Engage your family in a lifestyle of fitness. Discourage and limit excessive television watching, computer use, or gaming, unless it is the active Wii games,  Also discourage snacking while watching television, doing homework, and other odd times. Instead encourage outside  playtime, family activities, and recreational programs.  How about ping pong, , tennis, dancing classes, martial arts, team sports. Try family walks, bike rides, and other outdoor sports. Plan hiking, skiing, swimming, and outings that will include physical activities. Encourage your children to do set chores that include activities like raking the lawn, picking up their items, vacuuming, or anything that will get them moving.
Did you know that 12 minutes daily of alternately intense exercise and rest can fully activate the body"s fat-burning capacity and help to build muscle?  This approach is backed by numerous scientific studies and is detailed in the new book,  PACE: The 12- Minute Fitness Revolution by Dr Al Sears.  Why not explore this and set up a PACE exercise program which will be helpful to both you and your children?
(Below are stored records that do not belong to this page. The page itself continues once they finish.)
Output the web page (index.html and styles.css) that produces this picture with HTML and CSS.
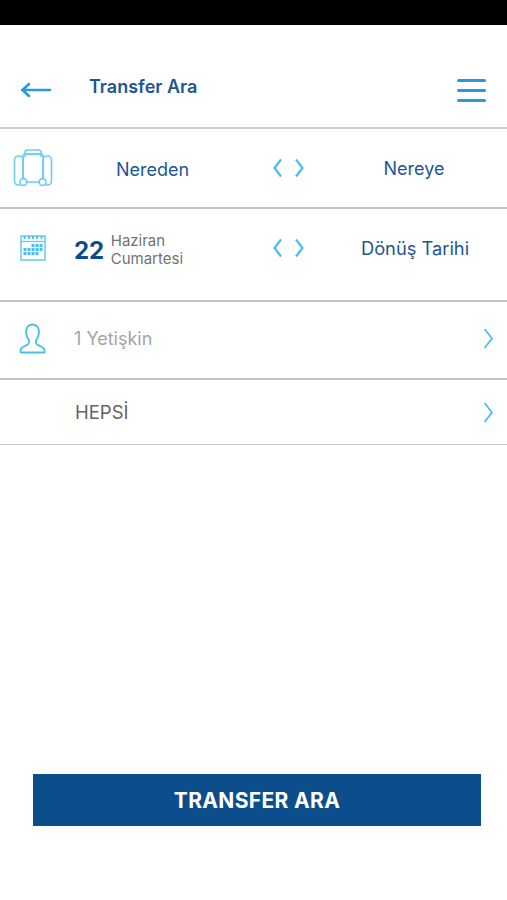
FILE: index.html
```html
<!DOCTYPE html>
<html lang="tr">
<head>
    <meta charset="UTF-8">
    <meta name="viewport" content="width=device-width, initial-scale=1.0">
    <title>Transfer Ara</title>
    <link rel="stylesheet" href="styles.css">
</head>
<body>
    <div class="status-bar"></div>
    <div class="header">
        <svg class="back-icon" width="32" height="16" viewBox="0 0 32 16">
            <path d="M2 8H30M9 2L2.500 8L9 14" fill="none" stroke="#2a9ad6" stroke-width="2.500" stroke-linecap="round" stroke-linejoin="round"/>
        </svg>
        <div class="header-title">Transfer Ara</div>
        <div class="menu-icon">
            <span></span>
            <span></span>
            <span></span>
        </div>
    </div>

    <div class="row row-route">
        <div class="row-icon">
            <svg width="40" height="38" viewBox="0 0 40 38" fill="none" stroke="#6ccdf3" stroke-width="1.600">
                <rect x="1.500" y="7" width="8.500" height="29" rx="4"/>
                <rect x="30" y="7" width="8.500" height="29" rx="4"/>
                <rect x="10" y="5" width="20" height="28" rx="2.500"/>
                <path d="M12 8V3.500C12 2 13 1 14.500 1H25.500C27 1 28 2 28 3.500V8"/>
                <path d="M12 5H28"/>
                <circle cx="10.500" cy="33" r="3.400" fill="#fff"/>
                <circle cx="29.500" cy="33" r="3.400" fill="#fff"/>
            </svg>
        </div>
        <div class="col-from col-origin">Nereden</div>
        <div class="col-swap">
            <svg width="32" height="20" viewBox="0 0 32 20" fill="none" stroke="#49bdec" stroke-width="2.200">
                <path d="M8 1.500L1.500 10L8 18.500"/>
                <path d="M23 1.500L29.500 10L23 18.500"/>
            </svg>
        </div>
        <div class="col-to">Nereye</div>
    </div>

    <div class="row row-date">
        <div class="row-icon">
            <svg width="26" height="26" viewBox="0 0 26 26" fill="none">
                <rect x="1" y="1" width="24" height="24" stroke="#6ccdf3" stroke-width="1.600"/>
                <path d="M1 6.500H25" stroke="#6ccdf3" stroke-width="1.400"/>
                <path d="M4.500 1V4M9 1V4M13 1V4M17 1V4M21.500 1V4" stroke="#49bdec" stroke-width="1.800"/>
                <g fill="#49bdec">
                    <rect x="11.500" y="9" width="3" height="3"/>
                    <rect x="15.500" y="9" width="3" height="3"/>
                    <rect x="19.500" y="9" width="3" height="3"/>
                    <rect x="3.500" y="13" width="3" height="3"/>
                    <rect x="7.500" y="13" width="3" height="3"/>
                    <rect x="11.500" y="13" width="3" height="3"/>
                    <rect x="15.500" y="13" width="3" height="3"/>
                    <rect x="19.500" y="13" width="3" height="3"/>
                    <rect x="3.500" y="17" width="3" height="3"/>
                    <rect x="7.500" y="17" width="3" height="3"/>
                    <rect x="11.500" y="17" width="3" height="3"/>
                    <rect x="15.500" y="17" width="3" height="3"/>
                </g>
            </svg>
        </div>
        <div class="col-from date-box">
            <div class="date-day">22</div>
            <div class="date-text">
                <div>Haziran</div>
                <div>Cumartesi</div>
            </div>
        </div>
        <div class="col-swap">
            <svg width="32" height="20" viewBox="0 0 32 20" fill="none" stroke="#49bdec" stroke-width="2.200">
                <path d="M8 1.500L1.500 10L8 18.500"/>
                <path d="M23 1.500L29.500 10L23 18.500"/>
            </svg>
        </div>
        <div class="col-to col-return">Dönüş Tarihi</div>
    </div>

    <div class="row row-people">
        <div class="row-icon">
            <svg width="27" height="31" viewBox="0 0 27 31" fill="none" stroke="#49bdec" stroke-width="1.800" stroke-linejoin="round">
                <path d="M13.500 1.500C9 1.500 7 5 7 9C7 13 8.500 15.500 10 17.500V20C10 21.500 8 22 5 23.500C2.500 24.500 1.500 25.500 1.500 27.500V29.500H25.500V27.500C25.500 25.500 24.500 24.500 22 23.500C19 22 17 21.500 17 20V17.500C18.500 15.500 20 13 20 9C20 5 18 1.500 13.500 1.500Z"/>
            </svg>
        </div>
        <div class="row-label label-light">1 Yetişkin</div>
        <svg class="row-arrow" width="11" height="21" viewBox="0 0 11 21" fill="none" stroke="#49bdec" stroke-width="1.800">
            <path d="M1.500 1L9 10.500L1.500 20"/>
        </svg>
    </div>

    <div class="row row-type">
        <div class="row-icon"></div>
        <div class="row-label label-type">HEPSİ</div>
        <svg class="row-arrow" width="11" height="21" viewBox="0 0 11 21" fill="none" stroke="#49bdec" stroke-width="1.800">
            <path d="M1.500 1L9 10.500L1.500 20"/>
        </svg>
    </div>

    <div class="footer">
        <button class="btn" type="button">TRANSFER ARA</button>
    </div>
</body>
</html>
```
FILE: styles.css
```css
html, body {
    margin: 0;
    padding: 0;
}
body {
    font-family: Inter, "Liberation Sans", sans-serif;
    background-color: white;
    display: flex;
    flex-direction: column;
    min-height: 100vh;
    overflow: hidden;
}
.status-bar {
    height: 25px;
    background-color: black;
}
.header {
    height: 102px;
    display: flex;
    align-items: center;
    padding-left: 20px;
    padding-right: 21px;
    border-bottom: 2px solid #cccccc;
}
.back-icon {
    margin-top: 28px;
}
.header-title {
    margin-left: 37px;
    margin-top: 20px;
    color: #1e5692;
    font-size: 18px;
    font-weight: 600;
    flex: 1;
}
.menu-icon {
    margin-top: 29px;
    display: flex;
    flex-direction: column;
    gap: 6.500px;
}
.menu-icon span {
    display: block;
    width: 29px;
    height: 3.500px;
    border-radius: 2px;
    background-color: #2a9ad6;
}
.row {
    display: flex;
    align-items: center;
    border-bottom: 1px solid #c4c4c4;
}
.row-route {
    height: 78px;
    border-bottom-width: 2px;
}
.row-date {
    height: 77px;
    padding-bottom: 14px;
    border-bottom-width: 2px;
}
.row-people {
    height: 72px;
    padding-bottom: 4px;
    border-bottom-width: 2px;
}
.row-type {
    height: 64px;
}
.row-icon {
    width: 65px;
    flex-shrink: 0;
    display: flex;
    justify-content: center;
}
.col-from {
    width: 175px;
    text-align: center;
    color: #1e5692;
    font-size: 18px;
}
.col-origin {
    padding-top: 2px;
}
.col-swap {
    width: 98px;
    display: flex;
    justify-content: center;
}
.col-to {
    width: 152px;
    text-align: center;
    color: #1e5692;
    font-size: 18px;
}
.col-return {
    padding-left: 1px;
    font-size: 18.300px;
}
.date-box {
    display: flex;
    align-items: center;
    padding-left: 9px;
    padding-top: 5px;
    box-sizing: border-box;
    text-align: left;
}
.date-day {
    color: #0d4c8a;
    font-size: 24px;
    font-weight: 700;
}
.date-text {
    margin-left: 6.500px;
    color: #6f7276;
    font-size: 15px;
    line-height: 18px;
}
.row-label {
    flex: 1;
    margin-left: 9px;
    color: #626466;
    font-size: 18px;
}
.label-light {
    color: #a3a5a8;
}
.label-type {
    margin-left: 10px;
    font-size: 18.500px;
}
.row-arrow {
    margin-right: 13px;
}
.footer {
    margin-top: auto;
    padding: 0 26px 74px 33px;
}
.btn {
    display: block;
    width: 100%;
    height: 52px;
    border: none;
    padding: 0;
    background-color: #0c4e8b;
    color: white;
    font-family: inherit;
    font-size: 21px;
    font-weight: 700;
    letter-spacing: 0.350px;
    text-align: center;
}
```
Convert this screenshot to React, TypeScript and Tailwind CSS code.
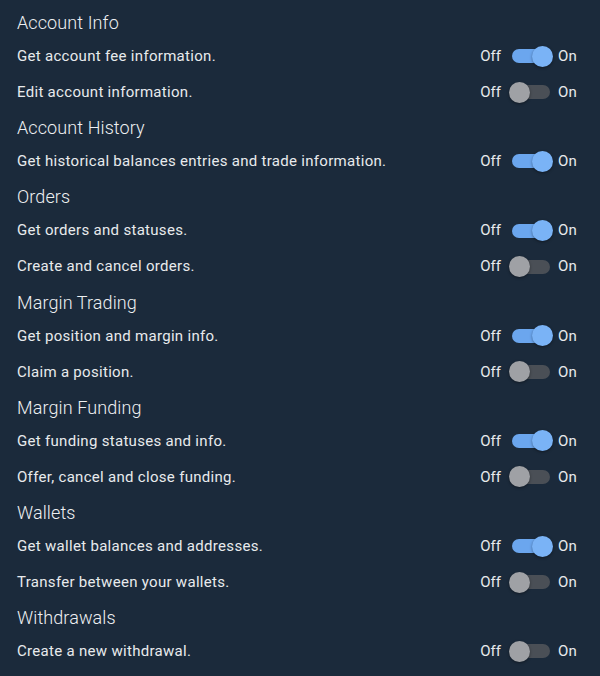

This program provides considerable physical benefit in a short period of time daily.
If you can afford it, something like The Gruve, an omni-directional accelerometer would be helpful. It can also be fun and an objective measure of activity upon which to base a reward system for your child.  The Gruve  measures the intensity and duration of  activity.  You can use it to   measure the progress of  work on increasing physical activity. Basically, it keeps track of how much you move about in your daily life and how many calories you burn. Not only are you getting this information from your device, but you can synch it up with the Gruve website to view your daily calories burn records and track your progress.
You can use the Gruve to make the activity a contest between your children or you and your children, with a pre-decided reward given to the winner of the activity contest each week.